六三、一九三七年七月二十九日、人造石油工業法律案及帝国燃料開発会社法律案が議会へ提出された。右法律案中に、日本は石油資源に於て、甚だ乏しきこと、及び日本は現に多額の費用を費消し、且石油の需要が増加したことに付て述べてある。又是等法律案の目的は自給自足にあると述べてある(a)。日支事変が始まるまで、日本に於て、石油の貯蔵が全然なかつたと岡田は証言した。日支事変が始まつてから、アメリカ原油と最小限度の飛行機用ガソリンを陸軍用として、輸入した。これこそ、我陸軍の初めての貯油であつた。

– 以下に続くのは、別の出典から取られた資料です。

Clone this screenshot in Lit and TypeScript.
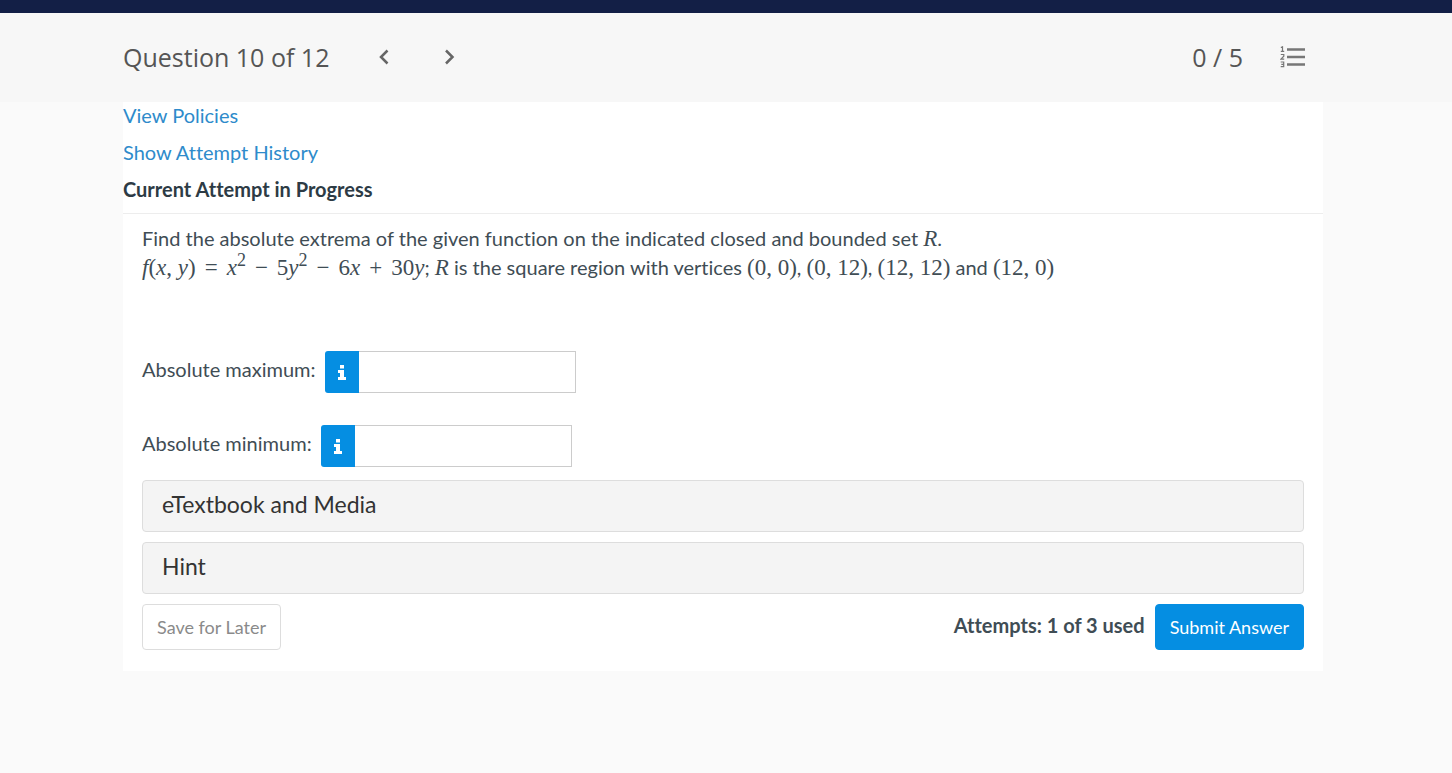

当時、日本は総体として、著しくガソリンに不足し、民間のガソリンを陸軍用へまはしても辛うじて一年間に対する陸軍航空を賄ふに足るに過ぎなかつた。
(a)法廷証二七八一-A、記録二五.〇一三

六四、検察側は石油工業の計画的増加に言及して居るが、右の増加が、一九三九年までは採用されなかつたことは認めて居る。

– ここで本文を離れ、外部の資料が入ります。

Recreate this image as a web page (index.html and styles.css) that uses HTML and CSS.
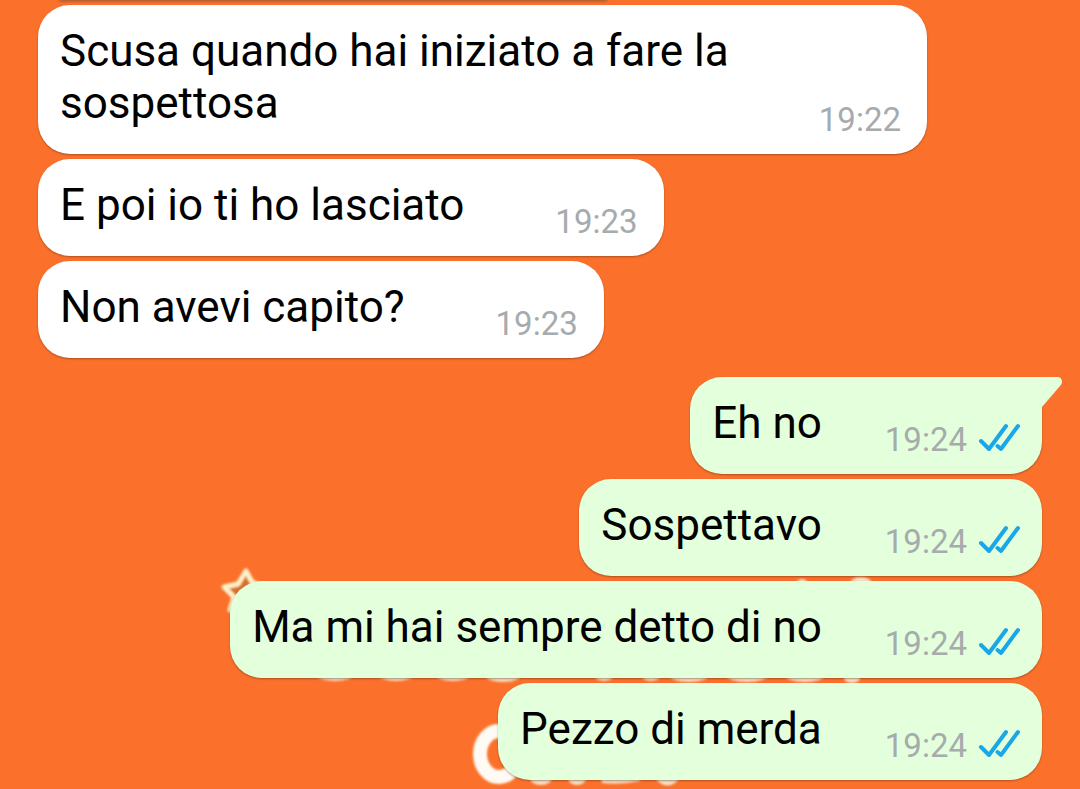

一九三四年と一九三五年との間に一九三九年の計画を実行する為め、法律案が通過したといふ検察側の主張は、当然維持することは困難である。検察側は一九三八年三月(a)
官民用石油消費規制の為め、配給制度が実施されたる事実に就き言及してゐる。日支事変で、戦争が進行中である以上、此消費規制は不思議ではない。各国に於ては事実上、戦争に入る前に於てさへ配給を行つた。